What you need to do:
Identify the lines that contain the string "components", then copy each of them.

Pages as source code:

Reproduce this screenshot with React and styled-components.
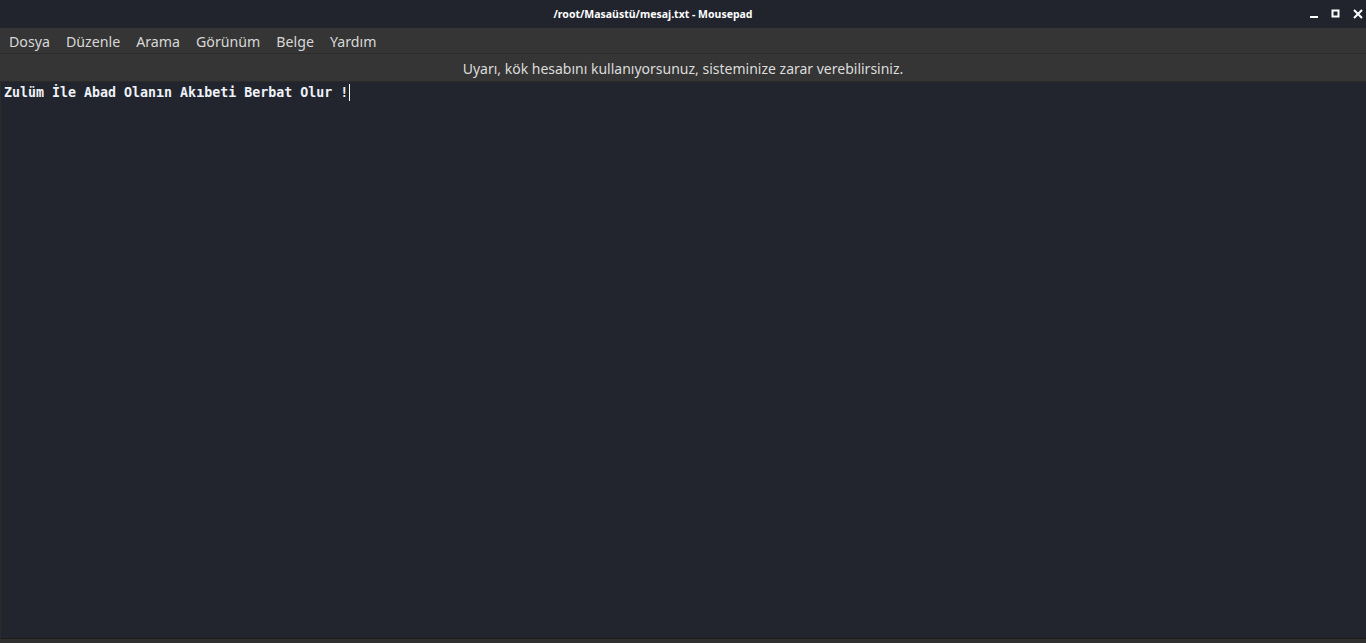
import React from 'react'
import styled, { createGlobalStyle } from 'styled-components'

const GlobalStyle = createGlobalStyle`
  html, body { margin: 0; padding: 0; background: #22252e; }
  body { font-family: "Noto Sans", "Open Sans", sans-serif; }
  #root { height: 643px; }
`

const menus = ['Dosya', 'Düzenle', 'Arama', 'Görünüm', 'Belge', 'Yardım']

function App() {
  return (
    <Window>
      <GlobalStyle />
      <TitleBar>
        <Title>/root/Masaüstü/mesaj.txt - Mousepad</Title>
        <Controls>
          <CtrlButton aria-label="minimize">
            <svg width="10" height="10" viewBox="0 0 10 10">
              <rect x="1" y="7" width="8" height="2" fill="#fff" />
            </svg>
          </CtrlButton>
          <CtrlButton aria-label="maximize">
            <svg width="10" height="10" viewBox="0 0 10 10">
              <rect x="1.5" y="1.5" width="6" height="6" fill="none" stroke="#fff" strokeWidth="2" />
            </svg>
          </CtrlButton>
          <CtrlButton aria-label="close">
            <svg width="10" height="10" viewBox="0 0 10 10">
              <path d="M1 1 L9 9 M9 1 L1 9" stroke="#fff" strokeWidth="2" />
            </svg>
          </CtrlButton>
        </Controls>
      </TitleBar>

      <MenuBar>
        {menus.map((m) => (
          <MenuItem key={m}>{m}</MenuItem>
        ))}
      </MenuBar>

      <InfoBar>Uyarı, kök hesabını kullanıyorsunuz, sisteminize zarar verebilirsiniz.</InfoBar>

      <Editor>
        <Line>
          Zulüm İle Abad Olanın Akıbeti Berbat Olur !<Cursor />
        </Line>
      </Editor>

      <StatusStrip />
    </Window>
  )
}

export default App

const Window = styled.div`
  width: 1366px;
  height: 643px;
  display: flex;
  flex-direction: column;
  overflow: hidden;
  background: #22252e;
`

const TitleBar = styled.div`
  height: 28px;
  flex: none;
  background: #21242d;
  display: flex;
  align-items: center;
  justify-content: center;
  position: relative;
`

const Title = styled.div`
  color: #ffffff;
  font-family: "Noto Sans", sans-serif;
  font-weight: bold;
  font-size: 10.5px;
  margin-left: -60px;
`

const Controls = styled.div`
  position: absolute;
  right: 3px;
  top: 9px;
  display: flex;
  gap: 12px;
`

const CtrlButton = styled.div`
  width: 10px;
  height: 10px;
  display: flex;
`

const MenuBar = styled.div`
  height: 25px;
  flex: none;
  background: #353535;
  border-bottom: 1px solid #2c2c2c;
  display: flex;
  align-items: center;
  padding-left: 1px;
`

const MenuItem = styled.div`
  color: #d8d8d8;
  font-size: 14.2px;
  padding: 0 8px;
  margin-top: 2px;
`

const InfoBar = styled.div`
  height: 28px;
  flex: none;
  background: #353535;
  border-bottom: 1px solid #2a2a2a;
  color: #dcdcdc;
  font-size: 14px;
  display: flex;
  align-items: center;
  justify-content: center;
  box-sizing: border-box;
  padding-top: 1px;
`

const Editor = styled.div`
  flex: 1;
  background: #22252e;
  border-left: 1px solid #2b2b2b;
  border-bottom: 1px solid #1b1b1b;
  padding: 2px 3px;
`

const Line = styled.div`
  color: #eef2f8;
  font-family: "DejaVu Sans Mono", monospace;
  font-weight: bold;
  font-size: 13.3px;
  line-height: 17px;
  white-space: pre;
  display: flex;
  align-items: center;
`

const Cursor = styled.span`
  display: inline-block;
  width: 1px;
  height: 17px;
  background: #ffffff;
  margin-left: 1px;
`

const StatusStrip = styled.div`
  height: 4px;
  flex: none;
  background: #303030;
`
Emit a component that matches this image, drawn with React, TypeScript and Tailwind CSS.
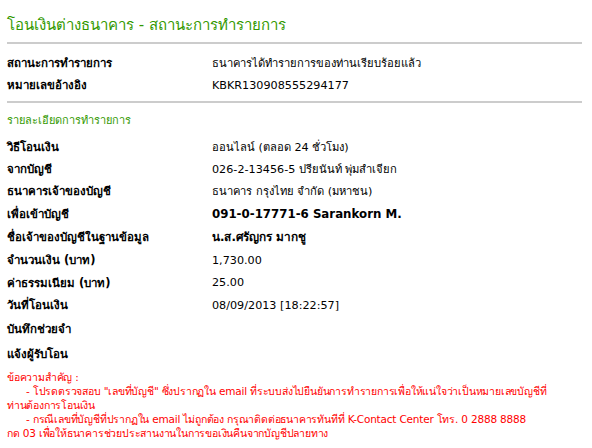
import React from "react";

type Row = { label: string; value?: string; strong?: boolean; h: string };

const summary: Row[] = [
  { label: "สถานะการทำรายการ", value: "ธนาคารได้ทำรายการของท่านเรียบร้อยแล้ว", h: "h-[22px]" },
  { label: "หมายเลขอ้างอิง", value: "KBKR130908555294177", h: "h-[22px]" },
];

const details: Row[] = [
  { label: "วิธีโอนเงิน", value: "ออนไลน์ (ตลอด 24 ชั่วโมง)", h: "h-[22px]" },
  { label: "จากบัญชี", value: "026-2-13456-5 ปรียนันท์ พุ่มสำเจียก", h: "h-[22px]" },
  { label: "ธนาคารเจ้าของบัญชี", value: "ธนาคาร กรุงไทย จำกัด (มหาชน)", h: "h-[22px]" },
  { label: "เพื่อเข้าบัญชี", value: "091-0-17771-6 Sarankorn M.", strong: true, h: "h-[23px]" },
  { label: "ชื่อเจ้าของบัญชีในฐานข้อมูล", value: "น.ส.ศรัญกร มากชู", strong: true, h: "h-[24px]" },
  { label: "จำนวนเงิน (บาท)", value: "1,730.00", h: "h-[22px]" },
  { label: "ค่าธรรมเนียม (บาท)", value: "25.00", h: "h-[23px]" },
  { label: "วันที่โอนเงิน", value: "08/09/2013 [18:22:57]", h: "h-[22px]" },
  { label: "บันทึกช่วยจำ", h: "h-[26px]" },
  { label: "แจ้งผู้รับโอน", h: "h-[24px]" },
];

function InfoRow({ row }: { row: Row }) {
  return (
    <div className={`flex items-center ${row.h}`}>
      <div className="w-[205px] shrink-0 font-bold text-[11.5px] text-black">{row.label}</div>
      <div
        className={
          row.strong
            ? "font-bold text-[11.8px] text-black"
            : "text-[11.2px] text-black"
        }
      >
        {row.value}
      </div>
    </div>
  );
}

export default function App() {
  return (
    <div
      className="w-[592px] h-[448px] bg-white px-[7px] pt-[14px] overflow-hidden"
      style={{ fontFamily: "Tahoma, 'DejaVu Sans', Verdana, sans-serif" }}
    >
      <div className="w-[575px]">
        <h1 className="text-[15px] text-[#339900] h-[22px] leading-[22px]">
          โอนเงินต่างธนาคาร - สถานะการทำรายการ
        </h1>
        <div className="h-[2px] bg-[#cccccc] mt-[6px]" />
        <div className="pt-[9px] pb-[4px]">
          {summary.map((r) => (
            <InfoRow key={r.label} row={r} />
          ))}
        </div>
        <div className="h-[2px] bg-[#cccccc]" />

        <div className="text-[11px] text-[#339900] mt-[10px] h-[16px] leading-[16px]">
          รายละเอียดการทำรายการ
        </div>
        <div className="mt-[8px]">
          {details.map((r) => (
            <InfoRow key={r.label} row={r} />
          ))}
        </div>

        <div className="text-[10.5px] text-[#ff0000] leading-[14px] mt-[3px] whitespace-nowrap tracking-[-0.2px]">
          <div>ข้อความสำคัญ :</div>
          <div className="pl-[19px]">
            - โปรดตรวจสอบ "เลขที่บัญชี" ซึ่งปรากฏใน email ที่ระบบส่งไปยืนยันการทำรายการเพื่อให้แน่ใจว่าเป็นหมายเลขบัญชีที่
          </div>
          <div>ท่านต้องการโอนเงิน</div>
          <div className="pl-[19px]">
            - กรณีเลขที่บัญชีที่ปรากฏใน email ไม่ถูกต้อง กรุณาติดต่อธนาคารทันทีที่ K-Contact Center โทร. 0 2888 8888
          </div>
          <div>กด 03 เพื่อให้ธนาคารช่วยประสานงานในการขอเงินคืนจากบัญชีปลายทาง</div>
        </div>
      </div>
    </div>
  );
}
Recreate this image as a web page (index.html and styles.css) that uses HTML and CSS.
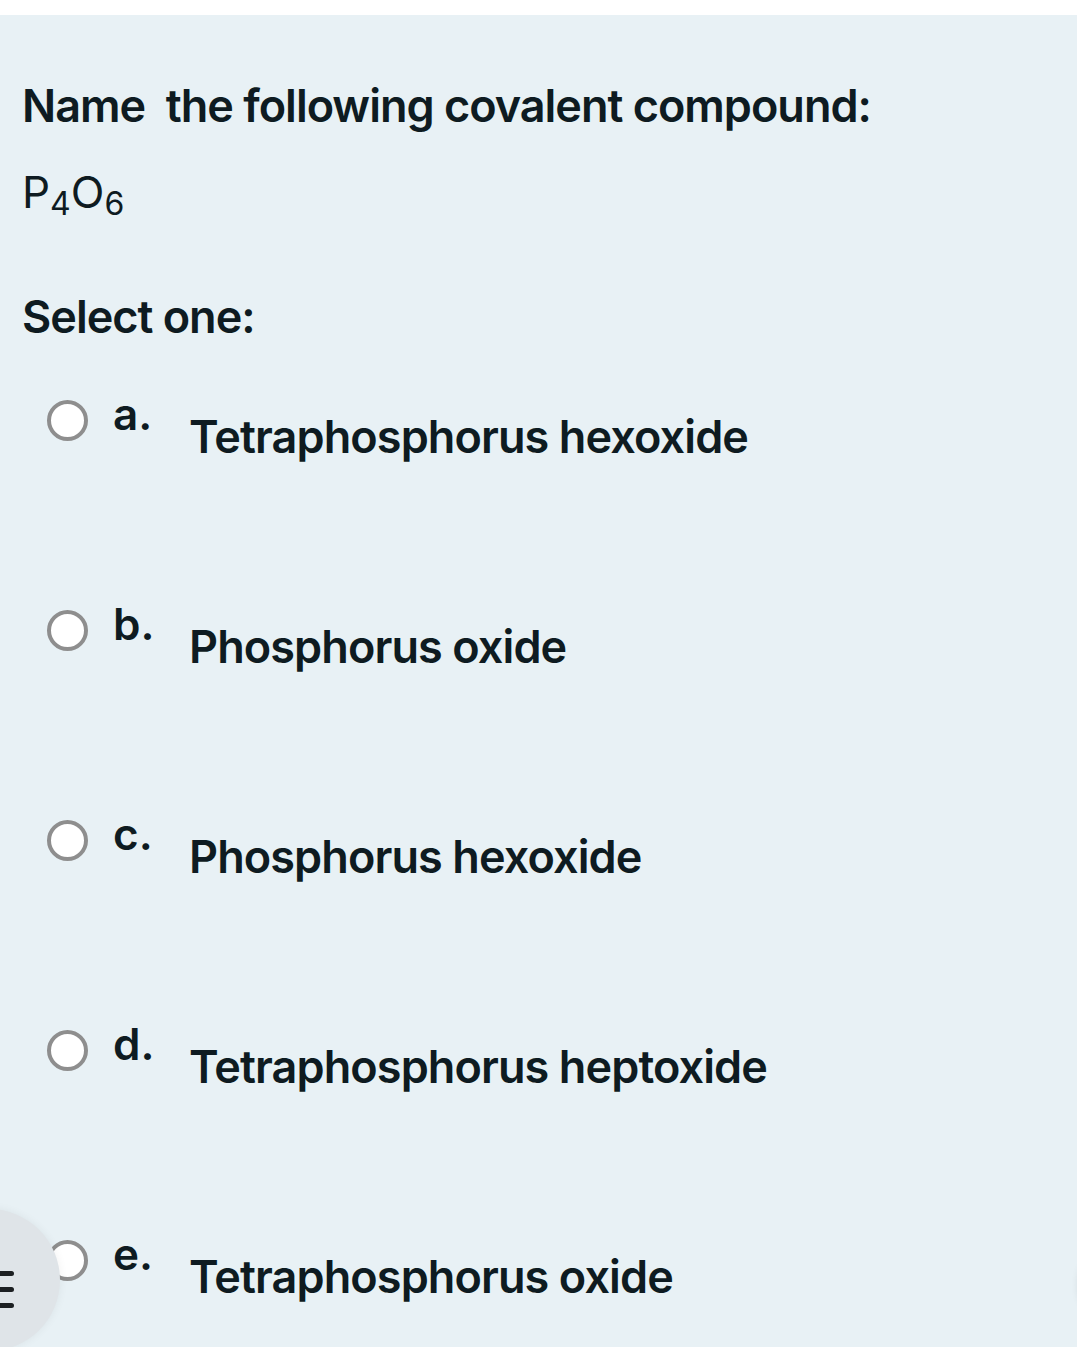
FILE: index.html
```html
<!DOCTYPE html>
<html>
<head>
<meta charset="utf-8">
<link rel="stylesheet" href="styles.css">
</head>
<body>
<div class="topbar"></div>
<main class="question">
  <h1 class="qtext">Name&nbsp; the following covalent compound:</h1>
  <p class="formula">P<sub>4</sub>O<sub>6</sub></p>
  <p class="prompt">Select one:</p>
  <div class="answers">
    <label class="option"><span class="radio"></span><span class="letter">a.</span><span class="answer">Tetraphosphorus hexoxide</span></label>
    <label class="option"><span class="radio"></span><span class="letter">b.</span><span class="answer">Phosphorus oxide</span></label>
    <label class="option"><span class="radio"></span><span class="letter">c.</span><span class="answer">Phosphorus hexoxide</span></label>
    <label class="option"><span class="radio"></span><span class="letter">d.</span><span class="answer">Tetraphosphorus heptoxide</span></label>
    <label class="option"><span class="radio"></span><span class="letter">e.</span><span class="answer">Tetraphosphorus oxide</span></label>
  </div>
</main>
<button class="fab-left" aria-label="Menu">
  <span class="bars"><span></span><span></span><span></span></span>
</button>
<div class="fab-right"></div>
</body>
</html>
```
FILE: styles.css
```css
html, body {
  margin: 0;
  padding: 0;
}
body {
  width: 1077px;
  height: 1347px;
  overflow: hidden;
  position: relative;
  background: #e8f1f5;
  font-family: Inter, "Noto Sans", sans-serif;
  color: #0e1b21;
}
.topbar {
  height: 15px;
  background: #ffffff;
}
.question {
  padding: 64px 24px 0 22px;
}
.qtext {
  margin: 0;
  font-size: 45px;
  line-height: 54px;
  font-weight: 600;
  letter-spacing: -1px;
}
.formula {
  margin: 32px 0 0 0;
  font-size: 44px;
  line-height: 54px;
  font-weight: 400;
}
.formula sub {
  font-size: 32px;
  vertical-align: -7px;
  line-height: 0;
}
.prompt {
  margin: 71px 0 0 0;
  font-size: 45px;
  line-height: 54px;
  font-weight: 600;
  letter-spacing: -1px;
}
.answers {
  margin-top: 43px;
  padding-left: 25px;
  display: flex;
  flex-direction: column;
}
.option {
  display: flex;
  align-items: flex-start;
  height: 210px;
}
.radio {
  box-sizing: border-box;
  width: 41px;
  height: 41px;
  margin-top: 13px;
  border: 4px solid #8e8e8e;
  border-radius: 50%;
  background: #ffffff;
  flex: none;
}
.letter {
  width: 76px;
  margin-left: 25px;
  font-size: 44px;
  line-height: 54px;
  font-weight: 600;
  flex: none;
}
.answer {
  padding-top: 23px;
  font-size: 45px;
  line-height: 54px;
  font-weight: 600;
  letter-spacing: -0.9px;
}
.fab-left {
  position: absolute;
  left: -82px;
  top: 1209px;
  width: 142px;
  height: 142px;
  border: none;
  border-radius: 50%;
  background: #dfe4e8;
  box-shadow: 0 0 10px rgba(0, 0, 0, 0.06);
  padding: 0;
}
.bars {
  position: absolute;
  left: 78px;
  top: 62px;
  display: flex;
  flex-direction: column;
  gap: 11px;
}
.bars span {
  display: block;
  width: 18px;
  height: 5px;
  border-radius: 2.5px;
  background: #1c1f22;
}
.fab-right {
  position: absolute;
  left: 1079px;
  top: 1245px;
  width: 80px;
  height: 80px;
  border-radius: 50%;
  background: #e8f1f5;
  box-shadow: 0 0 8px rgba(0, 0, 0, 0.12);
}
```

Reply:
Reproduce this screenshot with React and styled-components.
import styled, { createGlobalStyle } from 'styled-components'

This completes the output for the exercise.